Networks code

# Cargar librerías necesarias
library(dplyr)
library(syuzhet)
library(igraph)
library(tidyr)
library(ggplot2)

# Cargar los datos
data <- read.csv(file.choose(), header = TRUE)

# Convertir created_at a datetime
data$created_at <- as.POSIXct(data$created_at, format = "%a %b %d %H:%:%S %z %Y")

# Análisis de sentimiento en los tweets
sentiment_scores <- get_sentiment(data$text, method = "afinn")

# Añadir los resultados de sentimiento a los datos originales
data_with_sentiments <- cbind(data, sentiment_scores)

# Clasificar sentimiento en categorías: positivo, negativo, neutral
data_with_sentiments$sentiment_category <- ifelse(data_with_sentiments$sentiment > 0, "Positive",
                                                  ifelse(data_with_sentiments$sentiment < 0, "Negative", "Neutral"))

# Extraer autores y sus sentimientos predominantes
author_sentiments <- data_with_sentiments %>%
  group_by(author_id, sentiment_category) %>%
  summarise(count = n()) %>%
  pivot_wider(names_from = sentiment_category, values_from = count, values_fill = list(count = 0))

# Asegurarse de que la matriz es cuadrada
author_matrix <- as.matrix(author_sentiments[,-1])
rownames(author_matrix) <- author_sentiments$author_id

# Calcular la similitud entre autores (por ejemplo, usando el coeficiente de Jaccard)
similarity_matrix <- 1 - as.matrix(dist(author_matrix, method = "binary"))

# Crear la red
g <- graph_from_adjacency_matrix(similarity_matrix, mode = "undirected", weighted = TRUE, diag = FALSE)

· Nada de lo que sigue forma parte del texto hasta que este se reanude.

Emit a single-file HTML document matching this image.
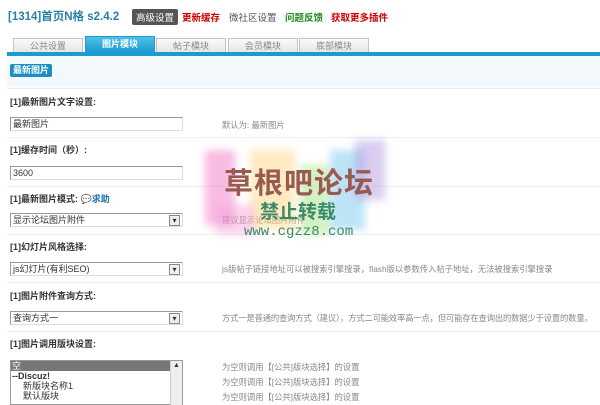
<!DOCTYPE html>
<html><head><meta charset="utf-8"><style>
body{margin:0;width:600px;height:400px;overflow:hidden;background:#fff;position:relative;font-family:"Liberation Sans","Noto Sans CJK SC",sans-serif;font-size:9px;color:#333}
.a{position:absolute;white-space:nowrap}
.tab{position:absolute;top:38px;height:14px;width:70px;background:linear-gradient(#fafafa,#e6e6e6);border:1px solid #c4c4c4;border-bottom:none;text-align:center;line-height:14px;font-size:9px;color:#888;box-sizing:border-box}
.lbl{position:absolute;left:10px;font-size:9px;font-weight:bold;color:#333}
.inp{position:absolute;left:10px;width:173px;height:14px;border:1px solid #999;border-right-color:#ddd;border-bottom-color:#ddd;box-sizing:border-box;line-height:12px;padding-left:2px;font-size:9px;background:#fff}
.sel:after{content:"▾";position:absolute;right:2px;top:1px;width:9px;height:9px;border:1px solid #888;line-height:9px;text-align:center;font-size:8px;background:#eee}
.hint{position:absolute;left:222px;font-size:8.3px;color:#888;white-space:nowrap}
.line{position:absolute;left:7px;right:0;height:1px;background:#eee}
.blob{position:absolute;filter:blur(4px);opacity:.45}
</style></head><body>
<div class="a" style="left:8px;top:8px;font-size:11.5px;font-weight:bold;color:#2a7fa8">[1314]首页N格 s2.4.2</div>
<div class="a" style="left:132px;top:9px;background:#555;color:#fff;font-size:9.5px;padding:1px 4px;border-radius:2px">高级设置</div>
<div class="a" style="left:182px;top:10px;color:#c00;font-weight:bold;font-size:9.5px">更新缓存</div>
<div class="a" style="left:229px;top:10px;color:#555;font-size:9.5px">微社区设置</div>
<div class="a" style="left:285px;top:10px;color:#1a8a1a;font-weight:bold;font-size:9.5px">问题反馈</div>
<div class="a" style="left:331px;top:10px;color:#c00;font-weight:bold;font-size:9.5px">获取更多插件</div>
<div class="tab" style="left:13px">公共设置</div>
<div class="tab" style="left:85px;top:36px;height:16px;background:linear-gradient(#4ec0e8,#1b9bd0);color:#fff;font-weight:bold;border-color:#1b9bd0">图片模块</div>
<div class="tab" style="left:156px">帖子模块</div>
<div class="tab" style="left:228px">会员模块</div>
<div class="tab" style="left:299px">底部模块</div>
<div class="a" style="left:7px;right:0;top:52px;height:4px;background:#1b9bd0"></div>
<div class="a" style="left:7px;right:0;top:56px;height:31px;background:#f3f8fc"></div>
<div class="a" style="left:10px;top:64px;height:13px;padding:0 3px;background:#1b8fc4;color:#fff;font-weight:bold;font-size:9px;line-height:13px;border-radius:2px">最新图片</div>
<div class="line" style="top:88px"></div>

<div class="lbl" style="top:95px">[1]最新图片文字设置:</div>
<div class="inp" style="top:117px">最新图片</div>
<div class="hint" style="top:119px">默认为: 最新图片</div>
<div class="line" style="top:137px"></div>
<div class="lbl" style="top:143px">[1]缓存时间（秒）:</div>
<div class="inp" style="top:166px">3600</div>
<div class="line" style="top:186px"></div>
<div class="lbl" style="top:192px">[1]最新图片模式: <span style="color:#1a6fb0">💬求助</span></div>
<div class="inp sel" style="top:213px">显示论坛图片附件</div>
<div class="hint" style="top:214px">建议显示论坛图片附件</div>
<div class="line" style="top:234px"></div>
<div class="lbl" style="top:240px">[1]幻灯片风格选择:</div>
<div class="inp sel" style="top:262px">js幻灯片(有利SEO)</div>
<div class="hint" style="top:263px">js版帖子链接地址可以被搜索引擎搜录，flash版以参数传入帖子地址，无法被搜索引擎搜录</div>
<div class="line" style="top:282px"></div>
<div class="lbl" style="top:289px">[1]图片附件查询方式:</div>
<div class="inp sel" style="top:311px">查询方式一</div>
<div class="hint" style="top:312px;letter-spacing:-0.15px">方式一是普通的查询方式（建议），方式二可能效率高一点，但可能存在查询出的数据少于设置的数量。</div>
<div class="line" style="top:331px"></div>
<div class="lbl" style="top:337px">[1]图片调用版块设置:</div>
<div class="a" style="left:10px;top:360px;width:173px;height:45px;border:1px solid #999;box-sizing:border-box;background:#fff;font-size:9px;line-height:10px">
<div style="background:#777;color:#fff;width:160px;padding-left:1px">空</div>
<div style="font-weight:bold;padding-left:1px">--Discuz!</div>
<div style="padding-left:12px">新版块名称1</div>
<div style="padding-left:12px">默认版块</div>
<div style="position:absolute;right:0;top:0;width:11px;height:44px;background:#eee;border-left:1px solid #ccc;font-size:7px;text-align:center">▲</div>
</div>
<div class="hint" style="top:361px">为空则调用【[公共]版块选择】的设置</div>
<div class="hint" style="top:376px">为空则调用【[公共]版块选择】的设置</div>
<div class="hint" style="top:391px">为空则调用【[公共]版块选择】的设置</div>

<div class="blob" style="left:205px;top:150px;width:30px;height:75px;background:#f06cc0"></div>
<div class="blob" style="left:250px;top:150px;width:45px;height:80px;background:#ffd27a"></div>
<div class="blob" style="left:300px;top:165px;width:30px;height:70px;background:#a0e07a"></div>
<div class="blob" style="left:330px;top:150px;width:35px;height:80px;background:#6fc3ef"></div>
<div class="blob" style="left:355px;top:140px;width:30px;height:60px;background:#b090e0"></div>
<div class="blob" style="left:215px;top:205px;width:40px;height:30px;background:#f5a0d8"></div>
<div class="a" style="left:224px;top:160px;font-size:29px;font-weight:bold;color:#9a5a50;letter-spacing:1px">草根吧论坛</div>
<div class="a" style="left:260px;top:197px;font-size:19px;font-weight:bold;color:#3a8a6a">禁止转载</div>
<div class="a" style="left:244px;top:224px;font-size:14px;color:#3a8a6a;font-family:'Liberation Mono',monospace">www.cgzz8.com</div>
</body></html>
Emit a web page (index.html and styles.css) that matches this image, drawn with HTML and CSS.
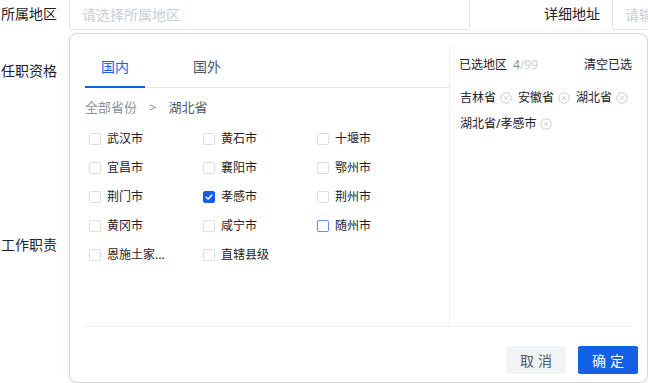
FILE: index.html
```html
<!DOCTYPE html>
<html lang="zh">
<head>
<meta charset="utf-8">
<link rel="stylesheet" href="styles.css">
</head>
<body>
<div class="page">
  <div class="form">
    <div class="row-top">
      <div class="lbl">所属地区</div>
      <div class="input wide"><span class="ph">请选择所属地区</span></div>
      <div class="lbl2">详细地址</div>
      <div class="input rest"><span class="ph">请输入详细地址</span></div>
    </div>
    <div class="lbl qual">任职资格</div>
    <div class="lbl duty">工作职责</div>
  </div>

  <div class="popup">
    <div class="pop-body">
      <div class="left">
        <div class="tabs">
          <div class="tab active">国内</div>
          <div class="tab">国外</div>
        </div>
        <div class="crumb"><span class="c-all">全部省份</span><span class="c-sep">&gt;</span><span class="c-cur">湖北省</span></div>
        <div class="grid">
          <label class="cb"><span class="box"></span><span class="txt">武汉市</span></label>
          <label class="cb"><span class="box"></span><span class="txt">黄石市</span></label>
          <label class="cb"><span class="box"></span><span class="txt">十堰市</span></label>
          <label class="cb"><span class="box"></span><span class="txt">宜昌市</span></label>
          <label class="cb"><span class="box"></span><span class="txt">襄阳市</span></label>
          <label class="cb"><span class="box"></span><span class="txt">鄂州市</span></label>
          <label class="cb"><span class="box"></span><span class="txt">荆门市</span></label>
          <label class="cb"><span class="box checked"><svg viewBox="0 0 12 12" width="12" height="12"><path d="M2.6 6.2 L5 8.5 L9.4 3.6" fill="none" stroke="#fff" stroke-width="1.8" stroke-linecap="round" stroke-linejoin="round"/></svg></span><span class="txt">孝感市</span></label>
          <label class="cb"><span class="box"></span><span class="txt">荆州市</span></label>
          <label class="cb"><span class="box"></span><span class="txt">黄冈市</span></label>
          <label class="cb"><span class="box"></span><span class="txt">咸宁市</span></label>
          <label class="cb"><span class="box hover"></span><span class="txt">随州市</span></label>
          <label class="cb"><span class="box"></span><span class="txt">恩施土家...</span></label>
          <label class="cb"><span class="box"></span><span class="txt">直辖县级</span></label>
        </div>
      </div>
      <div class="right">
        <div class="r-head">
          <div class="r-title">已选地区<span class="cnt"><span class="cnt-n">4</span>/99</span></div>
          <div class="r-clear">清空已选</div>
        </div>
        <div class="tags">
          <span class="tag">吉林省<svg class="x" viewBox="0 0 12 12" width="12" height="12"><circle cx="6" cy="6" r="5.2" fill="none" stroke="#c9cdd4" stroke-width="1"/><path d="M4.2 4.2 L7.8 7.8 M7.8 4.2 L4.2 7.8" stroke="#c9cdd4" stroke-width="1"/></svg></span>
          <span class="tag">安徽省<svg class="x" viewBox="0 0 12 12" width="12" height="12"><circle cx="6" cy="6" r="5.2" fill="none" stroke="#c9cdd4" stroke-width="1"/><path d="M4.2 4.2 L7.8 7.8 M7.8 4.2 L4.2 7.8" stroke="#c9cdd4" stroke-width="1"/></svg></span>
          <span class="tag">湖北省<svg class="x" viewBox="0 0 12 12" width="12" height="12"><circle cx="6" cy="6" r="5.2" fill="none" stroke="#c9cdd4" stroke-width="1"/><path d="M4.2 4.2 L7.8 7.8 M7.8 4.2 L4.2 7.8" stroke="#c9cdd4" stroke-width="1"/></svg></span>
          <span class="tag">湖北省/孝感市<svg class="x" viewBox="0 0 12 12" width="12" height="12"><circle cx="6" cy="6" r="5.2" fill="none" stroke="#c9cdd4" stroke-width="1"/><path d="M4.2 4.2 L7.8 7.8 M7.8 4.2 L4.2 7.8" stroke="#c9cdd4" stroke-width="1"/></svg></span>
        </div>
      </div>
    </div>
    <div class="pop-foot">
      <button class="btn cancel">取消</button>
      <button class="btn ok">确定</button>
    </div>
  </div>
</div>
</body>
</html>
```
FILE: styles.css
```css
* { box-sizing: border-box; }
html, body { margin: 0; padding: 0; }
body {
  width: 648px;
  height: 383px;
  overflow: hidden;
  background: #fff;
  font-family: "Noto Sans", "Noto Sans CJK SC", sans-serif;
  color: #1d2129;
}
.page { position: relative; width: 648px; height: 383px; overflow: hidden; }

.form { display: flex; flex-direction: column; }
.row-top { display: flex; align-items: center; margin-top: -2px; height: 32px; }
.lbl { width: 69px; flex-shrink: 0; font-size: 14px; line-height: 20px; padding-left: 1px; color: #1d2129; white-space: nowrap; }
.input {
  height: 32px;
  flex-shrink: 0;
  border: 1px solid #e3e4e8;
  border-radius: 3px;
  display: flex; align-items: center;
  padding-left: 12px;
  font-size: 14px;
  overflow: hidden;
}
.input.wide { width: 401px; }
.input.rest { width: 200px; }
.ph { color: #c9cdd4; white-space: nowrap; }
.lbl2 { width: 142px; flex-shrink: 0; text-align: right; padding-right: 12px; font-size: 14px; line-height: 20px; white-space: nowrap; }
.qual { margin-top: 31px; }
.duty { margin-top: 154px; }

.popup {
  position: absolute;
  left: 69px; top: 33px;
  width: 579px; height: 350px;
  background: #fff;
  border: 1px solid #d4d6da;
  border-radius: 8px;
  box-shadow: 0 2px 8px rgba(0,0,0,0.08);
  display: flex; flex-direction: column;
}
.pop-body {
  flex: 1;
  margin: 0 15px 0 15px;
  border-bottom: 1px solid #eceef1;
  display: flex;
}
.left { width: 364px; padding-top: 14px; }
.tabs { display: flex; height: 40px; border-bottom: 1px solid #e5e6eb; gap: 32px; }
.tab {
  width: 60px; height: 40px;
  text-align: center; font-size: 14px; line-height: 38px;
  color: #4e5969;
  border-bottom: 2px solid transparent;
  margin-bottom: -1px;
}
.tab.active { color: #165dff; border-bottom-color: #1160e6; }
.crumb { margin-top: 9px; font-size: 13px; line-height: 20px; display: flex; align-items: center; }
.c-all { color: #86909c; }
.c-sep { color: #86909c; margin: 0 12px 0 12px; }
.c-cur { color: #4e5969; }

.grid {
  margin-top: 7px;
  padding-left: 4px;
  display: grid;
  grid-template-columns: 114px 114px 114px;
  grid-auto-rows: 29px;
}
.cb { display: flex; align-items: center; font-size: 12px; color: #1d2129; min-width: 0; }
.box {
  width: 12px; height: 12px;
  border: 1px solid #dcdee2;
  border-radius: 2px;
  margin-right: 6px;
  flex-shrink: 0;
  display: flex; align-items: center; justify-content: center;
}
.box.checked { background: #1160e6; border-color: #1160e6; }
.box.hover { border-color: #5f8ff5; }
.txt { white-space: nowrap; line-height: 18px; }

.right {
  flex: 1;
  margin-top: 11px;
  border-left: 1px solid #eceef1;
  padding-left: 9px;
  padding-top: 10px;
}
.r-head { display: flex; justify-content: space-between; font-size: 12px; line-height: 20px; }
.cnt { color: #c9cdd4; margin-left: 6px; }
.cnt-n { color: #86909c; }
.tags { margin-top: 13px; display: flex; flex-wrap: wrap; column-gap: 6px; row-gap: 6px; padding-left: 1px; }
.tag { display: inline-flex; align-items: center; font-size: 12px; line-height: 20px; color: #1d2129; }
.x { margin-left: 4px; }

.pop-foot {
  height: 55px;
  display: flex; justify-content: flex-end; align-items: flex-start;
  gap: 12px;
  padding: 19px 9px 0 0;
}
.btn {
  width: 60px; height: 28px;
  border: none; border-radius: 2px;
  font-family: inherit;
  font-size: 14px;
  letter-spacing: 4px;
  text-indent: 4px;
  cursor: pointer;
}
.cancel { background: #f2f3f5; color: #4e5969; }
.ok { background: #1160e6; color: #fff; }
```
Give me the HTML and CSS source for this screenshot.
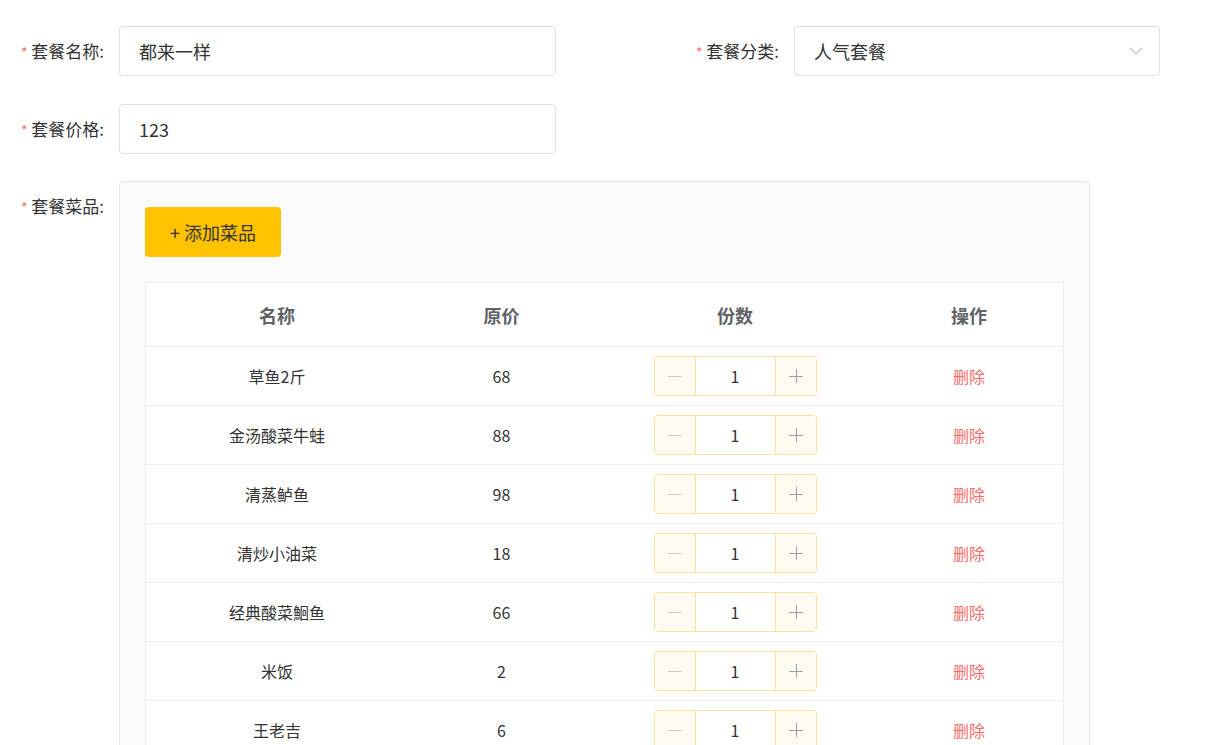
FILE: index.html
```html
<!DOCTYPE html>
<html>
<head>
  <meta charset="utf-8">
  <title>套餐编辑</title>
  <link rel="stylesheet" href="styles.css">
</head>
<body>
  <div class="form">
    <div class="row">
      <div class="item">
        <label class="label"><span class="star">*</span> 套餐名称:</label>
        <div class="input name-input">都来一样</div>
      </div>
      <div class="item item-right">
        <label class="label"><span class="star">*</span> 套餐分类:</label>
        <div class="input select">
          <span>人气套餐</span>
          <svg class="arrow" width="14" height="8" viewBox="0 0 14 8"><path d="M1 1l6 6 6-6" fill="none" stroke="#c0c4cc" stroke-width="1.2"/></svg>
        </div>
      </div>
    </div>

    <div class="row row-tight">
      <div class="item">
        <label class="label"><span class="star">*</span> 套餐价格:</label>
        <div class="input name-input">123</div>
      </div>
    </div>

    <div class="row">
      <div class="item">
        <label class="label"><span class="star">*</span> 套餐菜品:</label>
        <div class="dish-box">
          <button class="add-btn">+ 添加菜品</button>
          <table class="dish-table">
            <thead>
              <tr>
                <th class="col-name">名称</th>
                <th class="col-price">原价</th>
                <th class="col-count">份数</th>
                <th class="col-op">操作</th>
              </tr>
            </thead>
            <tbody id="dishes"></tbody>
          </table>
        </div>
      </div>
    </div>
  </div>

<script>
var dishes = [
  ['草鱼2斤', 68],
  ['金汤酸菜牛蛙', 88],
  ['清蒸鲈鱼', 98],
  ['清炒小油菜', 18],
  ['经典酸菜鮰鱼', 66],
  ['米饭', 2],
  ['王老吉', 6]
];

var minusIcon = '<svg width="14" height="14" viewBox="0 0 14 14"><path d="M0 7.5h14" stroke="#c8ccd2" stroke-width="1"/></svg>';
var plusIcon = '<svg width="14" height="14" viewBox="0 0 14 14"><path d="M0 7.5h14M7.5 0v14" stroke="#9a9ea6" stroke-width="1"/></svg>';

var html = '';
dishes.forEach(function (d) {
  html += '<tr>' +
    '<td>' + d[0] + '</td>' +
    '<td>' + d[1] + '</td>' +
    '<td><div class="counter">' +
      '<span class="cbtn minus">' + minusIcon + '</span>' +
      '<span class="cval">1</span>' +
      '<span class="cbtn plus">' + plusIcon + '</span>' +
    '</div></td>' +
    '<td><a class="del" href="#">删除</a></td>' +
    '</tr>';
});
document.getElementById('dishes').innerHTML = html;
</script>
</body>
</html>
```

FILE: styles.css
```css
body {
  margin: 0;
  background: #fff;
  font-family: "Noto Sans CJK SC", "Noto Sans", sans-serif;
  color: #333;
}

.form {
  padding-top: 26px;
}

.row {
  display: flex;
  margin-bottom: 28px;
}

.row-tight {
  margin-bottom: 27px;
}

.item {
  display: flex;
  align-items: flex-start;
}

.item-right {
  margin-left: 119px;
}

.label {
  width: 104px;
  height: 50px;
  padding-right: 15px;
  text-align: right;
  font-size: 17px;
  line-height: 50px;
  color: #333;
  flex-shrink: 0;
  overflow: hidden;
}

.star {
  color: #f56c6c;
  font-size: 14px;
}

.input {
  box-sizing: border-box;
  height: 50px;
  border: 1px solid #dcdfe6;
  border-radius: 4px;
  padding: 0 19px;
  font-size: 18px;
  line-height: 48px;
  color: #333;
  background: #fff;
}

.name-input {
  width: 437px;
}

.select {
  width: 366px;
  display: flex;
  justify-content: space-between;
  align-items: center;
  padding-right: 16px;
}

.dish-box {
  width: 971px;
  box-sizing: border-box;
  border: 1px solid #e4e7ed;
  border-radius: 4px;
  background: #fafafa;
  padding: 25px 26px 40px 25px;
}

.add-btn {
  display: block;
  width: 136px;
  height: 50px;
  border: none;
  border-radius: 4px;
  background: #ffc200;
  color: #333;
  font-family: inherit;
  font-size: 18px;
  cursor: pointer;
}

.dish-table {
  margin-top: 25px;
  width: 919px;
  table-layout: fixed;
  border-collapse: collapse;
  background: #fff;
  border: 1px solid #ebeef5;
  font-size: 16px;
}

.dish-table th {
  height: 63px;
  padding: 0;
  font-size: 18px;
  font-weight: bold;
  color: #606266;
  border-bottom: 1px solid #ebeef5;
}

.dish-table td {
  height: 58px;
  padding: 0;
  text-align: center;
  color: #333;
  border-bottom: 1px solid #ebeef5;
}

.col-name { width: 262px; }
.col-price { width: 187px; }
.col-count { width: 280px; }

.counter {
  display: inline-flex;
  width: 163px;
  height: 40px;
  box-sizing: border-box;
  border: 1px solid #fbe29a;
  border-radius: 4px;
  overflow: hidden;
  vertical-align: middle;
}

.cbtn {
  width: 40px;
  background: #fffbf0;
  display: flex;
  align-items: center;
  justify-content: center;
}

.minus {
  border-right: 1px solid #fbe29a;
}

.plus {
  border-left: 1px solid #fbe29a;
}

.cval {
  flex: 1;
  line-height: 38px;
  font-size: 16px;
  color: #333;
}

.del {
  color: #f56c6c;
  text-decoration: none;
  font-size: 16px;
}
```
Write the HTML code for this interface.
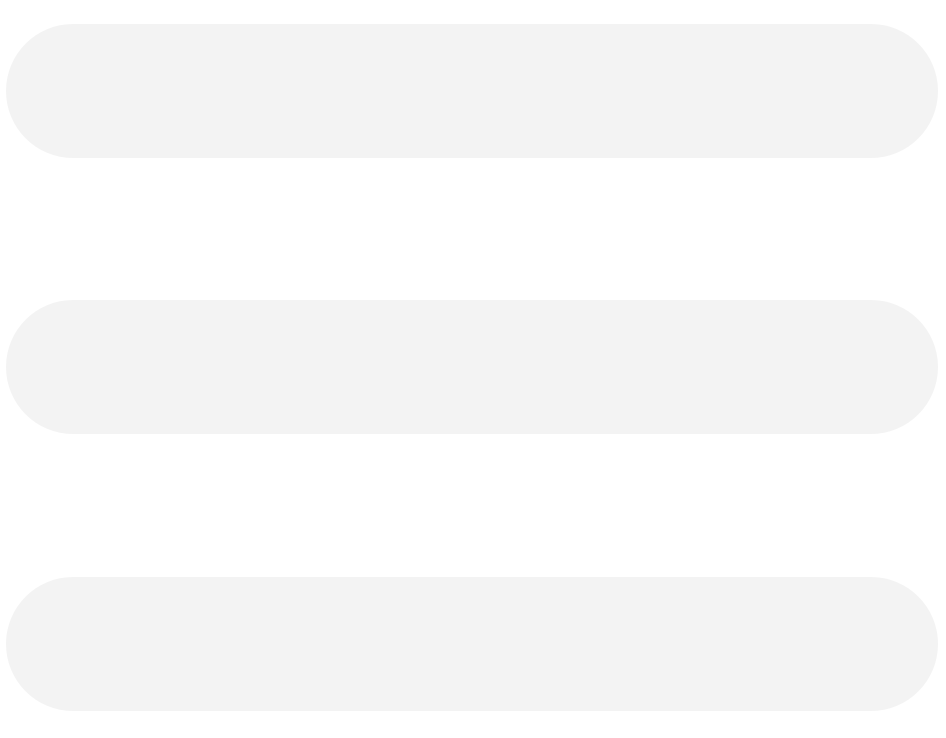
<!DOCTYPE html>
<html><head><style>
html,body{margin:0;padding:0;background:#fff;width:946px;height:738px;overflow:hidden}
.b{position:absolute;left:6px;width:932px;height:134px;border-radius:67px;background:#f3f3f3}
</style></head><body>
<div class="b" style="top:24px"></div>
<div class="b" style="top:300px"></div>
<div class="b" style="top:577px"></div>
</body></html>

# Simplificar la red eliminando enlaces débiles
g <- simplify(g, remove.multiple = TRUE, remove.loops = TRUE)
E(g)$weight <- 1/E(g)$weight # Invertir para que un valor más alto signifique mayor similitud

# Visualizar la red
plot(g, vertex.label = NA, vertex.size = 5, edge.width = E(g)$weight)

# Analizar la red
degree_distribution <- degree(g)
centrality <- closeness(g)
communities <- cluster_louvain(g)

print(degree_distribution)
print(centrality)
print(communities)

# Visualizar comunidades
plot(communities, g, vertex.label = NA, vertex.size = 5)

# Añadir análisis de comunidades a los datos originales
data_with_sentiments$author_community <- communities$membership[match(data_with_sentiments$author_id, V(g)$name)]

# Analizar tiempo de respuesta por comunidad
reply_time_summary <- data_with_sentiments %>%
  filter(!is.na(in_response_to_tweet_id)) %>%
  group_by(author_community, sentiment_category) %>%
  summarise(avg_reply_time = mean(reply_time, na.rm = TRUE))

# Visualizar el tiempo de respuesta por comunidad y categoría de sentimiento
ggplot(reply_time_summary, aes(x = sentiment_category, y = avg_reply_time, fill = as.factor(author_community))) +
  geom_bar(stat = "identity", position = "dodge") +
  labs(title = "Average Reply Time by Sentiment Category and Author Community",
       x = "Sentiment Category",
       y = "Average Reply Time (minutes)") +
  theme_minimal()